_WHAT TO WORK ON_:
Find each line containing the word "that" and report how many there are. Add nothing else.

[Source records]
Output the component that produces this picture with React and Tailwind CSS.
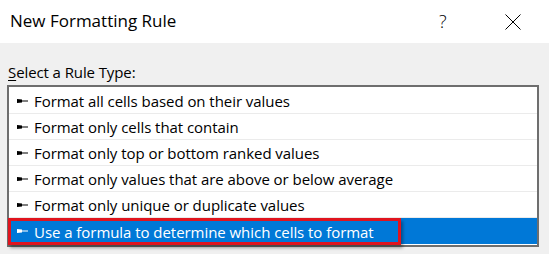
import React from "react";

const rules = [
  "Format all cells based on their values",
  "Format only cells that contain",
  "Format only top or bottom ranked values",
  "Format only values that are above or below average",
  "Format only unique or duplicate values",
  "Use a formula to determine which cells to format",
];

const Pin = ({ color }) => (
  <svg width="12" height="6" viewBox="0 0 12 6" className="shrink-0">
    <path d="M0 1 L5 1.5 L5 4.5 L0 5 Z" fill={color} />
    <rect x="5" y="2.5" width="6" height="1" fill={color} />
  </svg>
);

const App = () => {
  return (
    <div
      className="w-[549px] h-[254px] overflow-hidden bg-[#f0f0f0] text-[#000]"
      style={{ fontFamily: '"Open Sans", "Noto Sans", sans-serif' }}
    >
      {/* title bar */}
      <div className="h-[43px] bg-white flex items-center pl-[10px]">
        <div className="text-[17px] flex-1 pb-[1px]">New Formatting Rule</div>
        <div className="text-[18px] font-light w-[66px] text-left pb-[1px]">?</div>
        <div className="w-[44px] flex justify-start">
          <svg width="16" height="16" viewBox="0 0 16 16">
            <path d="M0.5 0.5 L15.5 15.5 M15.5 0.5 L0.5 15.5" stroke="#000" strokeWidth="1" />
          </svg>
        </div>
      </div>

      {/* body */}
      <div className="pt-[19px] px-[7px]">
        <div className="text-[15px] pl-[1px] leading-[20px] tracking-[-0.1px]">
          <span className="underline underline-offset-2">S</span>elect a Rule Type:
        </div>
        <div className="mt-[3px] w-[532px] border-2 border-[#6e6e6e] bg-white pt-[1px] pb-[1px]">
          {rules.map((r, i) => {
            const sel = i === rules.length - 1;
            if (sel) {
              return (
                <div key={i} className="relative h-[26px] bg-[#0078d7] text-white flex items-center gap-[5px] pl-[8px]">
                  <Pin color="#fff" />
                  <span className="text-[15px] tracking-[-0.05px] pt-[2px]">{r}</span>
                  <div className="absolute left-[-1px] top-[0px] w-[393px] h-[27px] border-[3px] border-[#e0141e] shadow-[2px_3px_3px_rgba(0,0,0,0.35)]" />
                </div>
              );
            }
            return (
              <div
                key={i}
                className="h-[26px] border-b border-[#ebebeb] flex items-center gap-[5px] pl-[8px]"
              >
                <Pin color="#000" />
                <span className="text-[15px] tracking-[-0.05px] pt-[2px]">{r}</span>
              </div>
            );
          })}
        </div>
      </div>
    </div>
  );
};

export default App;
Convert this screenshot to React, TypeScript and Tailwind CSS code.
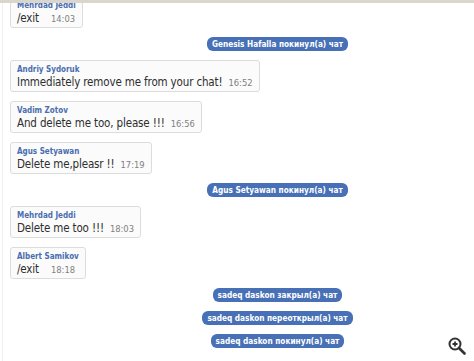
import React from 'react';

type Msg = { kind: 'msg'; name: string; text: string; time: string } | { kind: 'sys'; text: string };

const items: Msg[] = [
  { kind: 'msg', name: 'Mehrdad Jeddi', text: '/exit', time: '14:03' },
  { kind: 'sys', text: 'Genesis Hafalla покинул(а) чат' },
  { kind: 'msg', name: 'Andriy Sydoruk', text: 'Immediately remove me from your chat!', time: '16:52' },
  { kind: 'msg', name: 'Vadim Zotov', text: 'And delete me too, please !!!', time: '16:56' },
  { kind: 'msg', name: 'Agus Setyawan', text: 'Delete me,pleasr !!', time: '17:19' },
  { kind: 'sys', text: 'Agus Setyawan покинул(а) чат' },
  { kind: 'msg', name: 'Mehrdad Jeddi', text: 'Delete me too !!!', time: '18:03' },
  { kind: 'msg', name: 'Albert Samikov', text: '/exit', time: '18:18' },
  { kind: 'sys', text: 'sadeq daskon закрыл(а) чат' },
  { kind: 'sys', text: 'sadeq daskon переоткрыл(а) чат' },
  { kind: 'sys', text: 'sadeq daskon покинул(а) чат' },
];

const ZoomIcon = () => (
  <svg width="20" height="20" viewBox="0 0 20 20" fill="none">
    <circle cx="8" cy="8" r="5.5" stroke="#333" strokeWidth="2" />
    <path d="M8 5.5v5M5.5 8h5" stroke="#333" strokeWidth="1.8" />
    <path d="M12 12l5.5 5.5" stroke="#333" strokeWidth="2.6" strokeLinecap="round" />
  </svg>
);

export default function App() {
  return (
    <div
      className="relative h-[361px] w-[474px] overflow-hidden bg-white"
      style={{ fontFamily: '"DejaVu Sans Condensed", Tahoma, "DejaVu Sans", sans-serif' }}
    >
      <div className="absolute left-0 right-0 top-0 z-10 h-[3px] bg-[#d9d6cd]" />
      <div className="ml-[2px] flex h-full flex-col gap-[9px] border-l border-[#efefef] pl-[7px]">
        {items.map((m, i) =>
          m.kind === 'msg' ? (
            <div
              key={i}
              className={`self-start rounded-[3px] border border-[#dcdcdc] bg-[#fbfbfb] px-[6px] pb-[1px] pt-[3px] ${i === 0 ? '-mt-[4px]' : ''}`}
            >
              <div className="text-[8px] font-bold leading-[11px] text-[#4a6db0]">{m.name}</div>
              <div className="flex items-baseline leading-[15px]">
                <span className={`text-[11.5px] tracking-[-0.15px] text-[#2e2e2e] ${m.text === '/exit' ? 'pr-[6px]' : ''}`}>
                  {m.text}
                </span>
                <span className="ml-[6px] text-[9.3px] text-[#808080]">{m.time}</span>
              </div>
            </div>
          ) : (
            <div key={i} className="flex justify-center pl-[71px]">
              <span className="rounded-[6px] bg-[#4770b6] px-[5px] text-[8.2px] font-bold leading-[14px] text-white">
                {m.text}
              </span>
            </div>
          )
        )}
      </div>
      <div className="absolute bottom-[5px] right-[7px]">
        <ZoomIcon />
      </div>
    </div>
  );
}
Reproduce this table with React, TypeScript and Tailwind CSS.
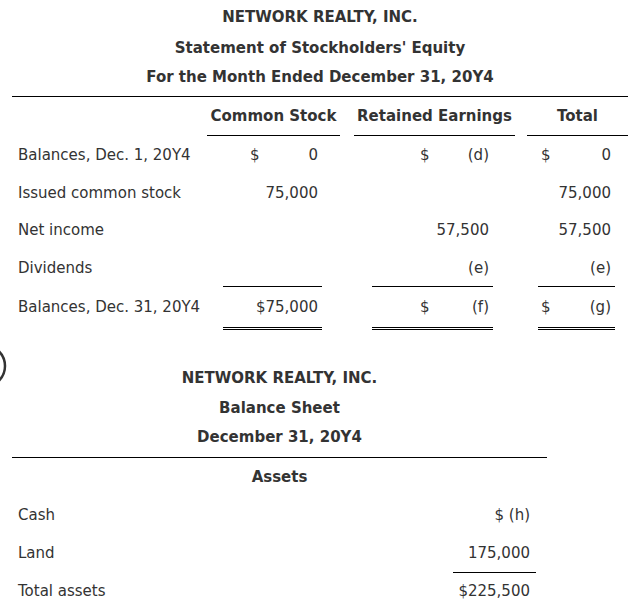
import React from "react";

const body = { fontFamily: '"DejaVu Sans", Verdana, sans-serif' };
const title = { fontFamily: '"DejaVu Sans", Tahoma, sans-serif' };

type Cell = { dollar?: boolean; value?: string };

const equityRows: { label: string; h: string; cells: Cell[] }[] = [
  {
    label: "Balances, Dec. 1, 20Y4",
    h: "h-[38px]",
    cells: [
      { dollar: true, value: "0" },
      { dollar: true, value: "(d)" },
      { dollar: true, value: "0" },
    ],
  },
  { label: "Issued common stock", h: "h-[37px]", cells: [{ value: "75,000" }, {}, { value: "75,000" }] },
  { label: "Net income", h: "h-[38px]", cells: [{}, { value: "57,500" }, { value: "57,500" }] },
  { label: "Dividends", h: "h-[37px]", cells: [{}, { value: "(e)" }, { value: "(e)" }] },
];

// column geometry
const cols = [
  { w: "w-[133px]", dollar: "left-[43px]", pr: "pr-[22px]", line: "ml-[16px] mr-[18px]" },
  { w: "w-[161px]", dollar: "left-[66px]", pr: "pr-[26px]", line: "ml-[18px] mr-[22px]" },
  { w: "w-[101px]", dollar: "left-[14px]", pr: "pr-[17px]", line: "ml-[11px] mr-[13px]" },
];
const gaps = ["", "ml-[14px]", "ml-[12px]"];

const ValueCell = ({ i, cell }: { i: number; cell: Cell }) => (
  <div className={`relative ${cols[i].w} ${gaps[i]} ${cols[i].pr} text-right`}>
    {cell.dollar && <span className={`absolute ${cols[i].dollar} top-0`}>$</span>}
    {cell.value}
  </div>
);

const Statement = () => (
  <div className="w-[616px] ml-[12px]">
    <div className="text-center font-bold text-[15px] leading-[18px] text-[#333]" style={title}>
      <div className="h-[33px] pt-[8px]">NETWORK REALTY, INC.</div>
      <div className="h-[30px] pt-[6px]">Statement of Stockholders&apos; Equity</div>
      <div className="h-[33px] pt-[5px]">For the Month Ended December 31, 20Y4</div>
    </div>
    <div className="border-t border-black" />
    <div className="flex text-[15px] leading-[18px] font-bold text-[#333] h-[39px] items-end" style={title}>
      <div className="w-[195px]" />
      {["Common Stock", "Retained Earnings", "Total"].map((h, i) => (
        <div key={h} className={`${cols[i].w} ${gaps[i]} text-center border-b border-black pb-[10px]`}>
          {h}
        </div>
      ))}
    </div>
    <div className="text-[15px] leading-[18px] text-[#333]" style={body}>
      {equityRows.map((r) => (
        <div key={r.label} className={`flex ${r.h} items-center`}>
          <div className="w-[195px] pl-[6px]">{r.label}</div>
          {r.cells.map((c, i) => (
            <ValueCell key={i} i={i} cell={c} />
          ))}
        </div>
      ))}
      <div className="flex">
        <div className="w-[195px]" />
        {cols.map((c, i) => (
          <div key={i} className={`${c.w} ${gaps[i]}`}>
            <div className={`${c.line} border-t border-black`} />
          </div>
        ))}
      </div>
      <div className="flex h-[40px] items-center">
        <div className="w-[195px] pl-[6px]">Balances, Dec. 31, 20Y4</div>
        <ValueCell i={0} cell={{ value: "$75,000" }} />
        <ValueCell i={1} cell={{ dollar: true, value: "(f)" }} />
        <ValueCell i={2} cell={{ dollar: true, value: "(g)" }} />
      </div>
      <div className="flex">
        <div className="w-[195px]" />
        {cols.map((c, i) => (
          <div key={i} className={`${c.w} ${gaps[i]}`}>
            <div className={`${c.line} border-t-[3px] border-double border-black`} />
          </div>
        ))}
      </div>
    </div>
  </div>
);

const BalanceSheet = () => (
  <div className="w-[535px] ml-[12px]">
    <div className="text-center font-bold text-[15px] leading-[18px] text-[#333]" style={title}>
      <div className="h-[30px] pt-[9px]">NETWORK REALTY, INC.</div>
      <div className="h-[30px] pt-[9px]">Balance Sheet</div>
      <div className="h-[37px] pt-[8px]">December 31, 20Y4</div>
    </div>
    <div className="border-t border-black" />
    <div className="text-center font-bold text-[15px] leading-[18px] text-[#333] h-[38px] pt-[10px]" style={title}>
      Assets
    </div>
    <div className="text-[15px] leading-[18px] text-[#333]" style={body}>
      <div className="flex h-[38px] items-center justify-between pl-[6px] pr-[17px]">
        <span>Cash</span>
        <span>$ (h)</span>
      </div>
      <div className="flex h-[38px] items-center justify-between pl-[6px] pr-[17px]">
        <span>Land</span>
        <span>175,000</span>
      </div>
      <div className="flex justify-end">
        <div className="w-[83px] mr-[11px] border-t border-black" />
      </div>
      <div className="flex h-[36px] items-center justify-between pl-[6px] pr-[17px]">
        <span>Total assets</span>
        <span>$225,500</span>
      </div>
    </div>
  </div>
);

export default function App() {
  return (
    <div className="relative w-[642px] h-[608px] bg-white overflow-hidden">
      <Statement />
      <div className="relative h-[30px]">
        <svg className="absolute left-[-40px] top-[12px]" width="48" height="48" viewBox="0 0 48 48">
          <circle cx="24" cy="24" r="21" fill="none" stroke="#333" strokeWidth="2.5" />
        </svg>
      </div>
      <BalanceSheet />
    </div>
  );
}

_THE OUTPUT_:
3